= OBJECTIVE =
In the records that follow, locate every line with "components" and extract it.

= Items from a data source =
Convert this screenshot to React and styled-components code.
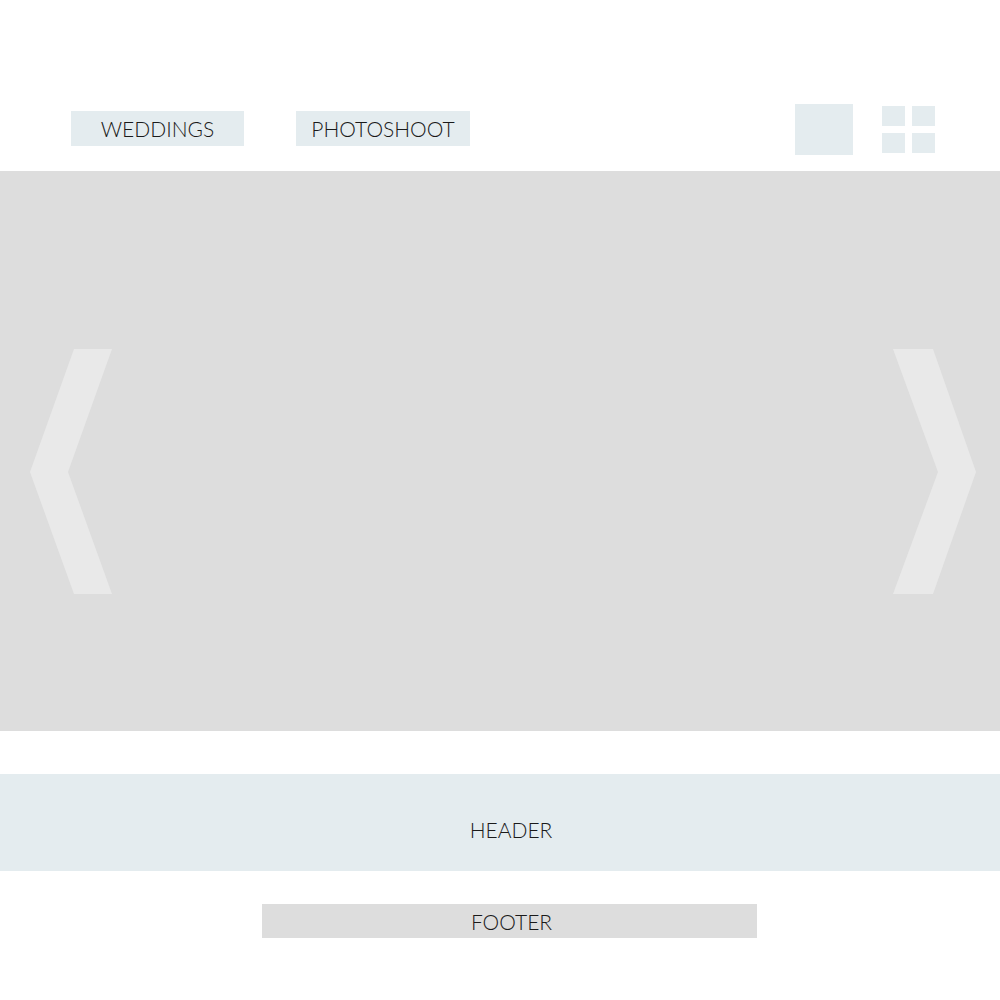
import React from 'react';
import styled, { createGlobalStyle } from 'styled-components';

const GlobalStyle = createGlobalStyle`
  body {
    margin: 0;
    background: #fff;
    font-family: Lato, "Open Sans", sans-serif;
    color: #1a1a1a;
  }
`;

const Nav = styled.nav`
  display: flex;
  align-items: flex-start;
  justify-content: space-between;
  height: 51px;
  padding: 104px 65px 16px 71px;
`;

const Tabs = styled.div`
  display: flex;
  gap: 52px;
  margin-top: 7px;
`;

const Tab = styled.button`
  width: ${(p) => p.$width}px;
  height: 35px;
  border: none;
  background: #e4ecef;
  font-family: Lato, sans-serif;
  font-weight: 300;
  font-size: 21px;
  color: #1a1a1a;
  padding: 0;
  cursor: pointer;
`;

const Views = styled.div`
  display: flex;
  align-items: center;
  gap: 29px;
`;

const SingleView = styled.div`
  width: 58px;
  height: 51px;
  background: #e4ecef;
`;

const GridView = styled.div`
  display: grid;
  grid-template-columns: 23px 23px;
  grid-template-rows: 20px 20px;
  column-gap: 7px;
  row-gap: 7px;
`;

const Cell = styled.div`
  background: #e4ecef;
`;

const Slider = styled.section`
  height: 560px;
  background: #dddddd;
  display: flex;
  justify-content: space-between;
  align-items: flex-start;
  padding: 178px 24px 0 30px;
  box-sizing: border-box;
`;

const Arrow = styled.svg`
  display: block;
  fill: #e9e9e9;
`;

const Header = styled.header`
  margin-top: 43px;
  height: 97px;
  box-sizing: border-box;
  padding: 14px 0 0 22px;
  background: #e4ecef;
  display: flex;
  align-items: center;
  justify-content: center;
  font-weight: 300;
  font-size: 21px;
`;

const FooterWrap = styled.div`
  display: flex;
  padding: 33px 0 0 262px;
`;

const Footer = styled.footer`
  width: 495px;
  height: 34px;
  background: #dddddd;
  display: flex;
  align-items: center;
  justify-content: center;
  padding-left: 4px;
  box-sizing: border-box;
  font-weight: 300;
  font-size: 21px;
`;

export default function App() {
  return (
    <>
      <GlobalStyle />
      <Nav>
        <Tabs>
          <Tab $width={173}>WEDDINGS</Tab>
          <Tab $width={174}>PHOTOSHOOT</Tab>
        </Tabs>
        <Views>
          <SingleView />
          <GridView>
            <Cell />
            <Cell />
            <Cell />
            <Cell />
          </GridView>
        </Views>
      </Nav>
      <Slider>
        <Arrow width="82" height="245" viewBox="0 0 82 245">
          <polygon points="44,0 82,0 38,123 82,245 44,245 0,123" />
        </Arrow>
        <Arrow width="83" height="245" viewBox="0 0 83 245">
          <polygon points="0,0 40,0 83,123 40,245 0,245 45,123" />
        </Arrow>
      </Slider>
      <Header>HEADER</Header>
      <FooterWrap>
        <Footer>FOOTER</Footer>
      </FooterWrap>
    </>
  );
}
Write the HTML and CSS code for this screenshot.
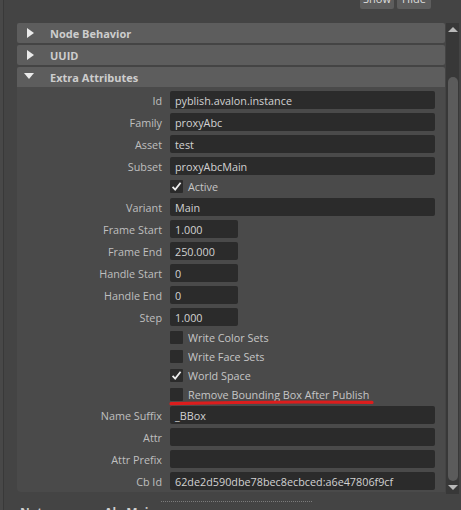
FILE: index.html
```html
<!DOCTYPE html>
<html>
<head>
<meta charset="utf-8">
<title>Attribute Editor</title>
<link rel="stylesheet" href="styles.css">
</head>
<body>
<div class="frame">
  <div class="toolbar">
    <button class="tbtn">Show</button>
    <button class="tbtn">Hide</button>
  </div>
  <div class="main">
    <div class="sections">
      <div class="hdr"><span class="tri tri-r"></span>Node Behavior</div>
      <div class="hdr"><span class="tri tri-r"></span>UUID</div>
      <div class="hdr open"><span class="tri tri-d"></span>Extra Attributes</div>
      <div class="panel">
        <div class="lbl">Id</div><div class="field">pyblish.avalon.instance</div>
        <div class="lbl">Family</div><div class="field">proxyAbc</div>
        <div class="lbl">Asset</div><div class="field">test</div>
        <div class="lbl">Subset</div><div class="field">proxyAbcMain</div>
        <div class="check"><span class="box"><svg viewBox="0 0 13 13" width="13" height="13"><path d="M2.6 6.8 L5.2 9.6 L10.6 2.8" fill="none" stroke="#ececec" stroke-width="1.8"/></svg></span>Active</div>
        <div class="lbl">Variant</div><div class="field">Main</div>
        <div class="lbl">Frame Start</div><div class="field short">1.000</div>
        <div class="lbl">Frame End</div><div class="field short">250.000</div>
        <div class="lbl">Handle Start</div><div class="field short">0</div>
        <div class="lbl">Handle End</div><div class="field short">0</div>
        <div class="lbl">Step</div><div class="field short">1.000</div>
        <div class="check"><span class="box"></span>Write Color Sets</div>
        <div class="check"><span class="box"></span>Write Face Sets</div>
        <div class="check"><span class="box"><svg viewBox="0 0 13 13" width="13" height="13"><path d="M2.6 6.8 L5.2 9.6 L10.6 2.8" fill="none" stroke="#ececec" stroke-width="1.8"/></svg></span>World Space</div>
        <div class="check"><span class="box"></span>Remove Bounding Box After Publish</div>
        <div class="lbl">Name Suffix</div><div class="field">_BBox</div>
        <div class="lbl">Attr</div><div class="field"></div>
        <div class="lbl">Attr Prefix</div><div class="field"></div>
        <div class="lbl">Cb Id</div><div class="field">62de2d590dbe78bec8ecbced:a6e47806f9cf</div>
      </div>
    </div>
    <div class="scroll">
      <span class="arr-up"></span>
      <span class="thumb"></span>
      <span class="arr-down"></span>
    </div>
  </div>
  <div class="sep"></div>
  <div class="notes"><span class="notes-lbl">Notes :</span><span class="notes-name">proxyAbcMain</span></div>
</div>
<svg class="annot" width="461" height="510" viewBox="0 0 461 510">
  <path d="M171 403.6 Q 270 401.2 372 402.4" fill="none" stroke="#dc1d1d" stroke-width="3.2" stroke-linecap="round"/>
</svg>
</body>
</html>
```

FILE: styles.css
```css
* { box-sizing: border-box; }
html, body { margin: 0; padding: 0; }
body {
  width: 461px;
  height: 510px;
  overflow: hidden;
  position: relative;
  background: #484848;
  font-family: "Open Sans", "DejaVu Sans", sans-serif;
  font-size: 10.8px;
  color: #c2c2c2;
}
.frame {
  margin-left: 3px;
  border-left: 1px solid #393939;
  background: #444444;
  height: 510px;
}
.toolbar {
  height: 9px;
  overflow: hidden;
  display: flex;
  justify-content: flex-end;
  align-items: flex-end;
  gap: 3px;
  padding-right: 30px;
}
.tbtn {
  flex: none;
  width: 34px;
  height: 20px;
  border: 0;
  padding: 0;
  background: #5d5d5d;
  color: #dedede;
  font-family: "Open Sans", sans-serif;
  font-size: 11px;
  line-height: 20px;
  border-radius: 2px;
}
.main {
  display: flex;
  align-items: flex-start;
  margin-top: 14px;
}
.sections {
  margin-left: 13px;
  width: 428px;
}
.hdr {
  height: 20px;
  margin-bottom: 2px;
  background: #5d5d5d;
  border-radius: 2px;
  display: flex;
  align-items: center;
  font-weight: bold;
  font-size: 11px;
  color: #cdcdcd;
}
.hdr.open {
  margin-bottom: 0;
  border-radius: 2px 2px 0 0;
}
.tri {
  flex: none;
  width: 33px;
  display: flex;
  align-items: center;
}
.tri-r::before {
  content: "";
  margin-left: 10px;
  margin-top: -1px;
  border-left: 7px solid #ebebeb;
  border-top: 5px solid transparent;
  border-bottom: 5px solid transparent;
}
.tri-d::before {
  content: "";
  margin-left: 7px;
  margin-top: -3px;
  border-top: 6px solid #ebebeb;
  border-left: 5.5px solid transparent;
  border-right: 5.5px solid transparent;
}
.panel {
  background: #4a4a4a;
  padding: 4px 10px 2px 0;
  border-radius: 0 0 0 4px;
  display: grid;
  grid-template-columns: 145px 1fr;
  column-gap: 8px;
  row-gap: 4px;
}
.lbl {
  height: 18px;
  display: flex;
  align-items: center;
  justify-content: flex-end;
  white-space: nowrap;
  color: #bfbfbf;
}
.field {
  height: 18px;
  background: #2b2b2b;
  border-radius: 2px;
  padding-left: 5px;
  display: flex;
  align-items: center;
  white-space: nowrap;
  color: #d2d2d2;
}
.field.short { width: 68px; }
.check {
  grid-column: 2;
  height: 15px;
  display: flex;
  align-items: center;
  gap: 5px;
  white-space: nowrap;
  color: #c6c6c6;
}
.box {
  flex: none;
  width: 13px;
  height: 13px;
  background: #2b2b2b;
  border-radius: 1px;
  display: block;
}
.box svg { display: block; }
.scroll {
  flex: none;
  margin-left: 1px;
  width: 13px;
  height: 471px;
  background: #383838;
  display: flex;
  flex-direction: column;
  align-items: center;
}
.arr-up {
  margin-top: 4px;
  width: 0;
  height: 0;
  border-left: 5px solid transparent;
  border-right: 5px solid transparent;
  border-bottom: 5px solid #b9b9b9;
}
.thumb {
  margin-top: 45px;
  width: 10px;
  height: 404px;
  background: #5b5b5b;
  border-radius: 5px;
}
.arr-down {
  margin-top: 4px;
  width: 0;
  height: 0;
  border-left: 5px solid transparent;
  border-right: 5px solid transparent;
  border-top: 5px solid #b9b9b9;
}
.sep {
  margin: 7px 0 0 157px;
  width: 151px;
  height: 0;
  border-top: 1px dotted #7c7c7c;
}
.notes {
  margin-top: 3px;
  padding-left: 16px;
  font-weight: bold;
  font-size: 12px;
  line-height: 16px;
  color: #d0d0d0;
  white-space: nowrap;
}
.notes-name { margin-left: 8px; }
.annot {
  position: absolute;
  left: 0;
  top: 0;
  pointer-events: none;
}
```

= SOLUTION FOR THIS TASK =
Convert this screenshot to React and styled-components code.
import styled, { createGlobalStyle } from 'styled-components';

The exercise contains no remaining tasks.